*What is needed*: "Give" appears in how many lines of the entries? State only the number.

☆ ☆ ☆ ☆ ☆ ☆ ☆

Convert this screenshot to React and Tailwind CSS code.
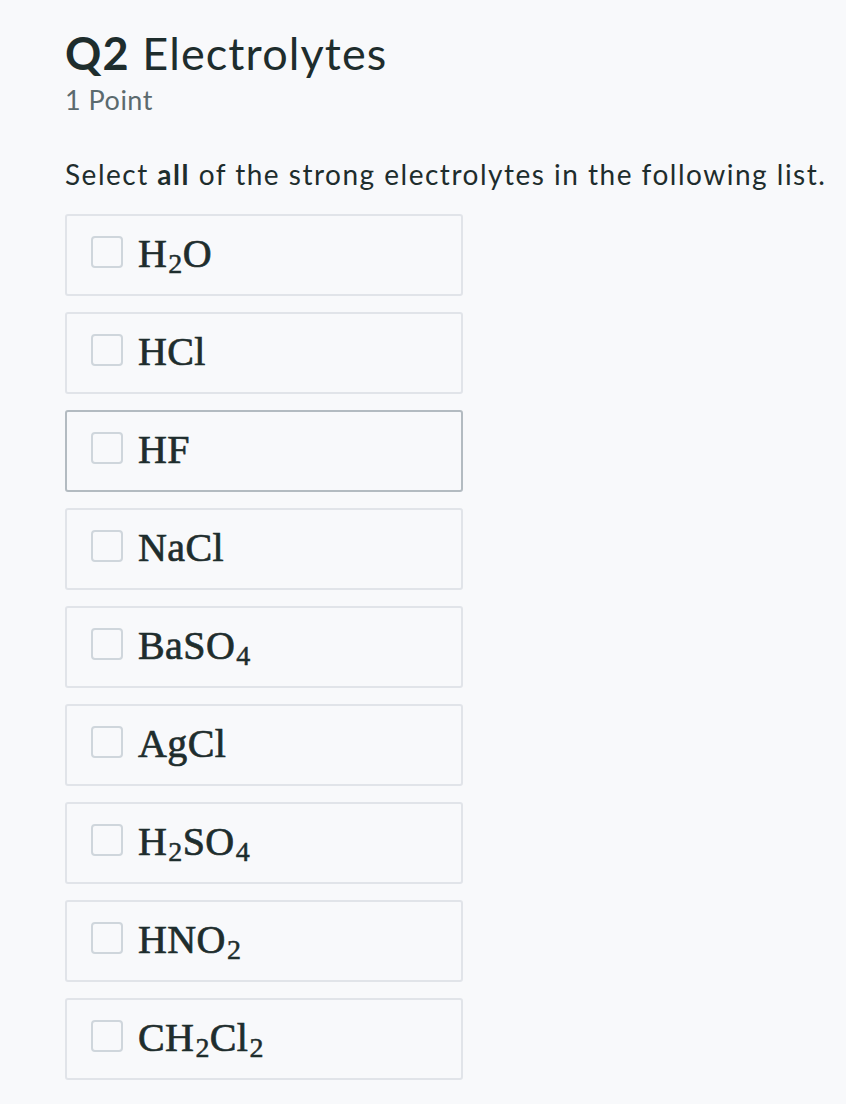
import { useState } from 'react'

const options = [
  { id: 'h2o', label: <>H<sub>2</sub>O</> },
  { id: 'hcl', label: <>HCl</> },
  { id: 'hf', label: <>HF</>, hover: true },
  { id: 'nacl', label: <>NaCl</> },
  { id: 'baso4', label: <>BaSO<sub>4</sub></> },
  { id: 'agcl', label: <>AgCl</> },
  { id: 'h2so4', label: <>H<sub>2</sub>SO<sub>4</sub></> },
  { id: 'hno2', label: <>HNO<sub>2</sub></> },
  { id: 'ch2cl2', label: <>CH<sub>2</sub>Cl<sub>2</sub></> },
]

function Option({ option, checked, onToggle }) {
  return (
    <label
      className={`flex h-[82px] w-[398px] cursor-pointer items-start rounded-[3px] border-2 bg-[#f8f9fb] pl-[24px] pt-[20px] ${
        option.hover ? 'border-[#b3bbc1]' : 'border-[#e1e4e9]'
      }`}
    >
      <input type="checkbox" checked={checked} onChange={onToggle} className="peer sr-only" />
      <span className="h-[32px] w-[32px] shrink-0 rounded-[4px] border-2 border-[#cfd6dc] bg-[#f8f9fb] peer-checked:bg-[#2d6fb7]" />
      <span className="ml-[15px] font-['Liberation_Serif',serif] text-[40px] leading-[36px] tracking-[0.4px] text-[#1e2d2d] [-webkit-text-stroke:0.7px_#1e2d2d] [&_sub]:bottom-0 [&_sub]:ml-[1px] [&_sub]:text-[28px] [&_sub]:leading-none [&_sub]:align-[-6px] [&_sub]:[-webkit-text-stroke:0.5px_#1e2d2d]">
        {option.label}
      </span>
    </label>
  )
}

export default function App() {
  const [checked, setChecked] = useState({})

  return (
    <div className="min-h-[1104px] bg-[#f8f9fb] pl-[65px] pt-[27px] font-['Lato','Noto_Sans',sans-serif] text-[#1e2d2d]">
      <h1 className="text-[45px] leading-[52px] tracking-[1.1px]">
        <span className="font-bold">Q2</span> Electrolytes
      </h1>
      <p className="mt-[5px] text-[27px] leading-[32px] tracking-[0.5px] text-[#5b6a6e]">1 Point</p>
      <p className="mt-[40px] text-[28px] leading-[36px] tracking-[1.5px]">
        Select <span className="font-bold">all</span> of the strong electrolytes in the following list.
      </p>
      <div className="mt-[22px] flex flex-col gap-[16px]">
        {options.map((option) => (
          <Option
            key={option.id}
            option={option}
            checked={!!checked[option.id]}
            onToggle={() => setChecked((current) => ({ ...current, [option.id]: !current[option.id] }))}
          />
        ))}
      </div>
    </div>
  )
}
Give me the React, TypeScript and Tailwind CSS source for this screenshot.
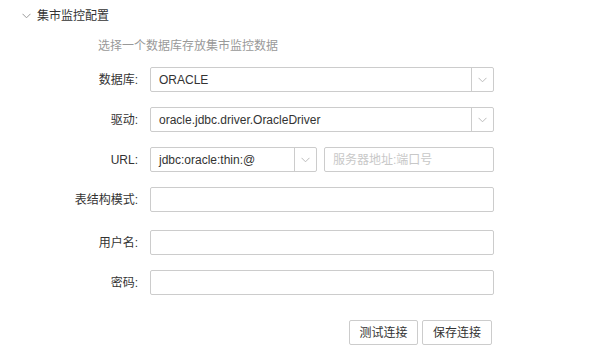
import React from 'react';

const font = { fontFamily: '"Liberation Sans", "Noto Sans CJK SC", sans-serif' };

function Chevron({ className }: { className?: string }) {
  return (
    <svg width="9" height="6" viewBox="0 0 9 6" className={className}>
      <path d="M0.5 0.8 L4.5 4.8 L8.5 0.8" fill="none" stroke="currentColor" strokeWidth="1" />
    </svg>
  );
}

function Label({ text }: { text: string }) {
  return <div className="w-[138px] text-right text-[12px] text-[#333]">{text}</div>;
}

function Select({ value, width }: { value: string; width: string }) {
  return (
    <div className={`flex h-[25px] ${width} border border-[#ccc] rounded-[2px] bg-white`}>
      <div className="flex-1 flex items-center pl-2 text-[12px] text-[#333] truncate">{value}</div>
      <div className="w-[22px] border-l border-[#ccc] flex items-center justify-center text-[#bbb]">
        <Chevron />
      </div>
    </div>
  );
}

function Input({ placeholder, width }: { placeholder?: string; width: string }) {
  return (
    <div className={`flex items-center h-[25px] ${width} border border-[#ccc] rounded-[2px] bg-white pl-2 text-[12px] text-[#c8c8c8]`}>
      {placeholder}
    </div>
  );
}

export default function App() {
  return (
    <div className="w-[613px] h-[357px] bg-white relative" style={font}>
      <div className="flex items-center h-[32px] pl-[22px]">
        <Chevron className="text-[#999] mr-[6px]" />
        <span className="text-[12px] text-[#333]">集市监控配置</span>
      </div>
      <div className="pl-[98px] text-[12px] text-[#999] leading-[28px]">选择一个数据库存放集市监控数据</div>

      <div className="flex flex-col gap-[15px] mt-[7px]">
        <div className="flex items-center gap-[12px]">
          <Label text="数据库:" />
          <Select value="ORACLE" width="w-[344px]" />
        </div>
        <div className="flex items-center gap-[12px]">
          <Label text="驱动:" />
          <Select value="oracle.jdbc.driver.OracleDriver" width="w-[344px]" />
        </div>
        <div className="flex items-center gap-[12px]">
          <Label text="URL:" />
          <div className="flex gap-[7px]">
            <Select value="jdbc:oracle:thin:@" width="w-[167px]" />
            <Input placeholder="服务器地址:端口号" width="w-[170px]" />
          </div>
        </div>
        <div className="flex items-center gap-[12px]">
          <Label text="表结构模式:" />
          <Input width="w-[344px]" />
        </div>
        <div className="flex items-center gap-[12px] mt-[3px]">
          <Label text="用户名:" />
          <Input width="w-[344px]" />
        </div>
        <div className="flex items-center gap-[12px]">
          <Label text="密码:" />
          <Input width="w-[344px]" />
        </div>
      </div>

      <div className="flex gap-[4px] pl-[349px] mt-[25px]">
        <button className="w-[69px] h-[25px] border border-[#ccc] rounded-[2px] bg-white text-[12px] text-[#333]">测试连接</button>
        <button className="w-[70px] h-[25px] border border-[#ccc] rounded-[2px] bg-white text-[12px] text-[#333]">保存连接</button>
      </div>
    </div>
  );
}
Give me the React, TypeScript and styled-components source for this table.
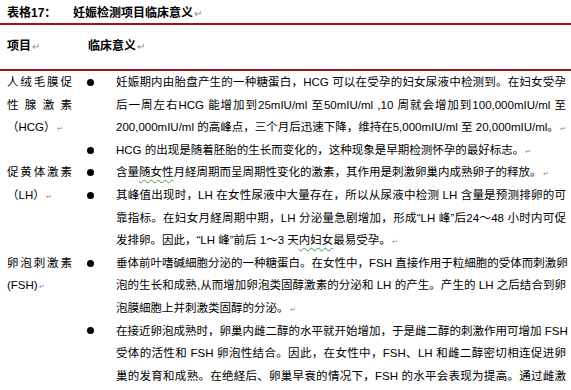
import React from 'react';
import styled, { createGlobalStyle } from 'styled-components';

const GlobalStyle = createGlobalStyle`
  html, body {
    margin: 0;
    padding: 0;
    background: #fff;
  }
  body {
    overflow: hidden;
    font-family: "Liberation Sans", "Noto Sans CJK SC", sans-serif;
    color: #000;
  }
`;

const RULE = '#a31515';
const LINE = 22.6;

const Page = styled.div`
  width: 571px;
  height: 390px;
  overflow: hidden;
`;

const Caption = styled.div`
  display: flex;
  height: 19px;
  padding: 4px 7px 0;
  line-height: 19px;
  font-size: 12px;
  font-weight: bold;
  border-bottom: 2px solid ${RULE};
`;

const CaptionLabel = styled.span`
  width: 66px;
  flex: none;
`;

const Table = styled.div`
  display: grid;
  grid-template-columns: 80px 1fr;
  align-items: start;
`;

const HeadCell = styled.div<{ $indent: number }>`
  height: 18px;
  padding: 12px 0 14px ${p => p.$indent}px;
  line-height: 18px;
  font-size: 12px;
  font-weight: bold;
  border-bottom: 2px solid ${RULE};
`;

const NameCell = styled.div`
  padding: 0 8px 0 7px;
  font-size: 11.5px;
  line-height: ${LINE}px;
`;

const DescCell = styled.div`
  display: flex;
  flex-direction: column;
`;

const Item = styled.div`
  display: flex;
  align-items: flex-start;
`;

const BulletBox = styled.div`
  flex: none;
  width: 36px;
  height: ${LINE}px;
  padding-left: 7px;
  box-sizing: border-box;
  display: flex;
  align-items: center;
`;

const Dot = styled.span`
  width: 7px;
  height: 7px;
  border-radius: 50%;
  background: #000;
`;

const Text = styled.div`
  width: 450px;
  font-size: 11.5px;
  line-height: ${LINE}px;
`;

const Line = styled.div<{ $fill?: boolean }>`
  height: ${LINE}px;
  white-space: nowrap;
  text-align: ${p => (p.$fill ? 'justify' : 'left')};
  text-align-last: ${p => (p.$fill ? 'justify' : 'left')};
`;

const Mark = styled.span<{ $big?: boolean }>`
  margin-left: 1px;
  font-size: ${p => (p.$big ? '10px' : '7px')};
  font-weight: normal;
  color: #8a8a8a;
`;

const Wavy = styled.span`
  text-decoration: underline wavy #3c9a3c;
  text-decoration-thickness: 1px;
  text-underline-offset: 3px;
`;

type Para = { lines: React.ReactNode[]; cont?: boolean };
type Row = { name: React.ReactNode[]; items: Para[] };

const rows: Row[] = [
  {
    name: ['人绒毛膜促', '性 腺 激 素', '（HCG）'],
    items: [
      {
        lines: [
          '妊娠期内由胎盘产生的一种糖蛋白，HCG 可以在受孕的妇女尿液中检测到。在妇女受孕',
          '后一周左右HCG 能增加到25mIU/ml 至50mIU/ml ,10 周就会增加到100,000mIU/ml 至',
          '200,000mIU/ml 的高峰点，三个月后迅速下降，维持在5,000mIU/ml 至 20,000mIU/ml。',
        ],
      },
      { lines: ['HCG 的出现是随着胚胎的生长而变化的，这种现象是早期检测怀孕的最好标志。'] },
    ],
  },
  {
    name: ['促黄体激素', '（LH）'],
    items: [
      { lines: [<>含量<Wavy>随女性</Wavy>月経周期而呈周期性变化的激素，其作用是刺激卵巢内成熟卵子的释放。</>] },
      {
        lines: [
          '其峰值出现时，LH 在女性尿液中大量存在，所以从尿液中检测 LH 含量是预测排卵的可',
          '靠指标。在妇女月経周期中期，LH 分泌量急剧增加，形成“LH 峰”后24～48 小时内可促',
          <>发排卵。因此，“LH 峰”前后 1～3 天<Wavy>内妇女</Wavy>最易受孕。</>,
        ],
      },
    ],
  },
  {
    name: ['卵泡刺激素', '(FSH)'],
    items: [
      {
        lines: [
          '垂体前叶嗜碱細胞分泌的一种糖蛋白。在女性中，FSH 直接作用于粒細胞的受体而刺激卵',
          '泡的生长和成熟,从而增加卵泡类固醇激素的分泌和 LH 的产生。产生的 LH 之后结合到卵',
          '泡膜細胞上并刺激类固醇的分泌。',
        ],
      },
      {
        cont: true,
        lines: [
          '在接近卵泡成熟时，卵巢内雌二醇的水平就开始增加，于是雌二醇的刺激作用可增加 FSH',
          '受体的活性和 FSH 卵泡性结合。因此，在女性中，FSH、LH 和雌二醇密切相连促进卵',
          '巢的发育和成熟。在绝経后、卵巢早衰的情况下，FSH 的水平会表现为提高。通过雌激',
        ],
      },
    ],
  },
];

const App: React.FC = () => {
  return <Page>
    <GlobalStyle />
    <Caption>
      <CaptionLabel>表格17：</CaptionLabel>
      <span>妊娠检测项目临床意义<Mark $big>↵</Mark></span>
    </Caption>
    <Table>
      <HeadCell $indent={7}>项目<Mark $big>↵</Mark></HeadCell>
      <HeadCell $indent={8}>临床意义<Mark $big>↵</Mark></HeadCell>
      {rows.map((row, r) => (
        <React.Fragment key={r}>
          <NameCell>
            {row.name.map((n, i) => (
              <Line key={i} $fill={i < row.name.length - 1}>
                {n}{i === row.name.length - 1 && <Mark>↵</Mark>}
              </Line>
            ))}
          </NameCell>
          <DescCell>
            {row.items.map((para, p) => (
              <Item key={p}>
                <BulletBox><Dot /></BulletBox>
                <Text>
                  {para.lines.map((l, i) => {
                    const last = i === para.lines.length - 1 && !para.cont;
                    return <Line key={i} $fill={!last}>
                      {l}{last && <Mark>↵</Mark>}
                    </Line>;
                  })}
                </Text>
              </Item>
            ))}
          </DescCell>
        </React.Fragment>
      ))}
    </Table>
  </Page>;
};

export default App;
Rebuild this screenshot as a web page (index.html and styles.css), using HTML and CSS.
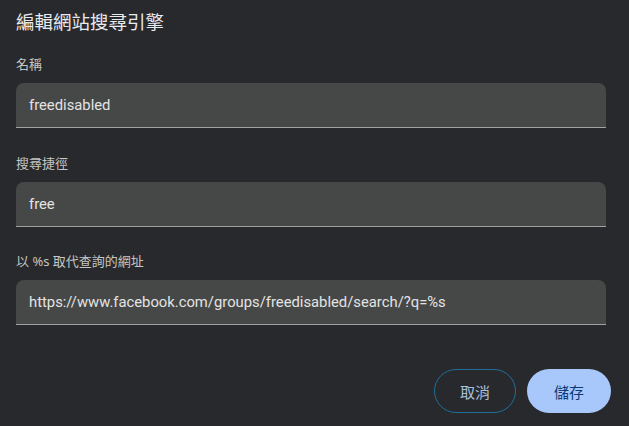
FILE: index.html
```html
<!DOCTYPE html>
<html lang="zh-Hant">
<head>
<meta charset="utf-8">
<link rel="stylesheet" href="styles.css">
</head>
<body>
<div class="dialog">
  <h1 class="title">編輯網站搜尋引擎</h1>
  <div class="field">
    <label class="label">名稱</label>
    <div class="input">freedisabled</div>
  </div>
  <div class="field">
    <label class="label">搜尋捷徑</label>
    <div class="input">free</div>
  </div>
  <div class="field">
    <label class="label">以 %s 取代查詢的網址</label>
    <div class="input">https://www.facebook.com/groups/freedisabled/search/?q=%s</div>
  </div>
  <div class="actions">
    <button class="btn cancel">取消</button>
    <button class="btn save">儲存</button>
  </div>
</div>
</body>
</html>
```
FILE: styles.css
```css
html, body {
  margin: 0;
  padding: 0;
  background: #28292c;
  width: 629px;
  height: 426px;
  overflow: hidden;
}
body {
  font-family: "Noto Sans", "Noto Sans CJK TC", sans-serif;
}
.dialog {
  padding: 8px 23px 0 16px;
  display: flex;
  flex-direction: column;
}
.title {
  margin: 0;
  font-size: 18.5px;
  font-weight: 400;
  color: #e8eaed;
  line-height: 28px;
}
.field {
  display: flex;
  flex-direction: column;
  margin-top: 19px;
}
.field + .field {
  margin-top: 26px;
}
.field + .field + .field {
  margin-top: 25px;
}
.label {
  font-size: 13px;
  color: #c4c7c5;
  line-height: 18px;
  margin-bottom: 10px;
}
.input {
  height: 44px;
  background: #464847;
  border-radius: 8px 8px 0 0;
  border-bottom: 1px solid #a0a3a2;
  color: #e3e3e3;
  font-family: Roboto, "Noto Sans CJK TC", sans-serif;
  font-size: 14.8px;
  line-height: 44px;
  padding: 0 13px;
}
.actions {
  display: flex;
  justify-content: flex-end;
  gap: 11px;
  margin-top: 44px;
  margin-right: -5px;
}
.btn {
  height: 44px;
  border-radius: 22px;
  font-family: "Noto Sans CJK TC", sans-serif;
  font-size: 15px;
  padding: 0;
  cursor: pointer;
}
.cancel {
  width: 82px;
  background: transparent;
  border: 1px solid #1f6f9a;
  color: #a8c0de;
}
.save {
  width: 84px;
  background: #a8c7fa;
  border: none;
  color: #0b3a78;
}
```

☆ ☆ ☆ ☆ ☆ ☆ ☆

*Reply*: 2